At length came the first battle of Plevna. It was there that Skobeleff, “the White General,” “Ak Pasha” as the Turks called him, won immortal fame. The mention of his name always recalls to my mind that sad and bloody day of the 30th of August, 1877, when the fortress was stormed for the third time in response to the mad idea of the Grand Duke Nicholas to present it as an offering to his brother on his name-day. It was a beautiful summer morning, with the roses blooming in the fields, and a clear blue sky lighting up what was so soon to become a scene of horror. The Turkish town lay in a valley, all surrounded by hills, each of which was a redoubt whence the enemy’s artillery was directed against our troops. They were ordered to storm it, and valiantly did they attempt to do so at three different times through that morning. As each regiment rushed to the attack, it was decimated by the deadly fire of the Turkish guns, thousands of men being mown down like ripe corn. At length the Bender Regiment was told to advance. It was commanded by the veteran Colonel Panioutine, to whom Skobeleff himself gave the orders to march. Panioutine looked up at the fort, which he knew that he could not by any possibility hope to wrest from the enemy, and simply answered with the classical word of the Russian soldier, “Slouchaious” (I shall obey); then he took off his cap and made the sign of the Cross. In dead silence the whole regiment took off their caps and crossed themselves, following the example of their commanding officer.

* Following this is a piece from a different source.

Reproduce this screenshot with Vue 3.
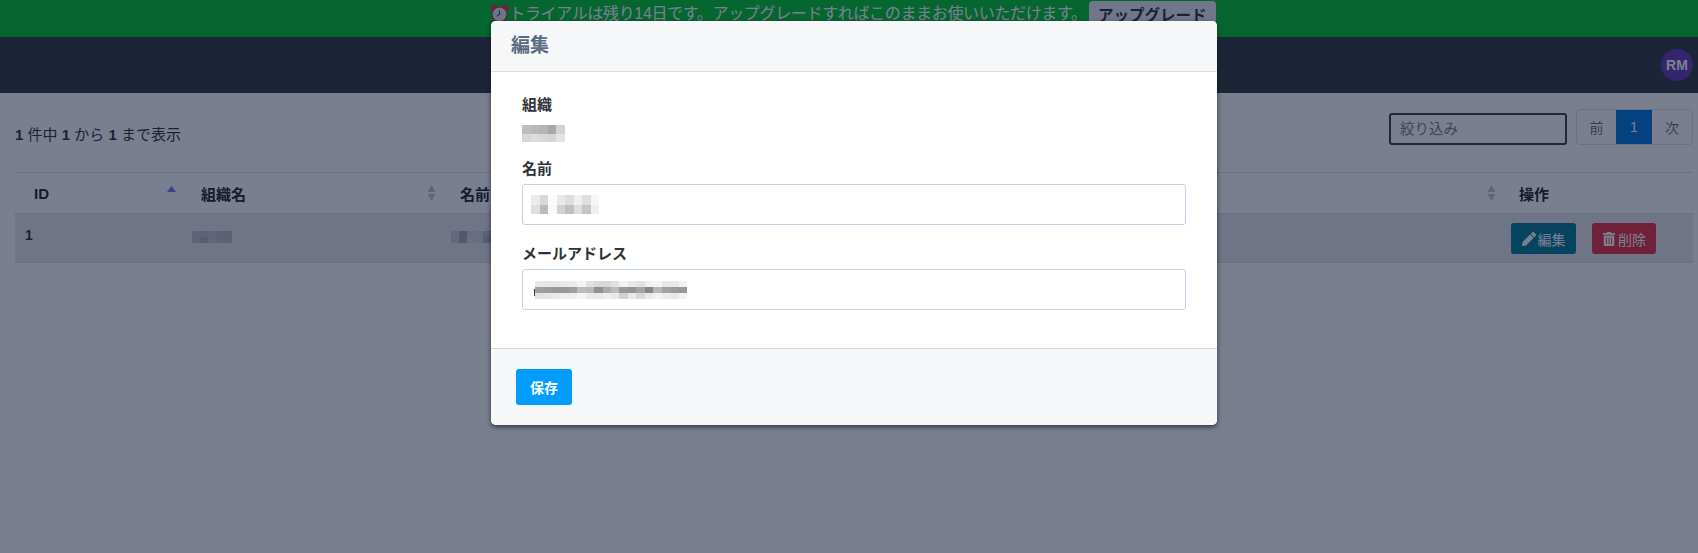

Skobeleff turned towards his staff and said: “If Panioutine is repulsed, I will myself lead the troops to the attack.”

He did lead them forward—led them to their death and to his glory. To his soldiers he appeared “the true god of war,” as Archibald Forbes justly described him. The troops followed him with an enthusiasm which made them forget their own danger, and the Turkish bullets whistling in their ears, and their old commander falling on the field of honour before their eyes. Skobeleff was the only object of their regard; and they seemed to be asking him in mute supplication to show them the way to conquer or to die.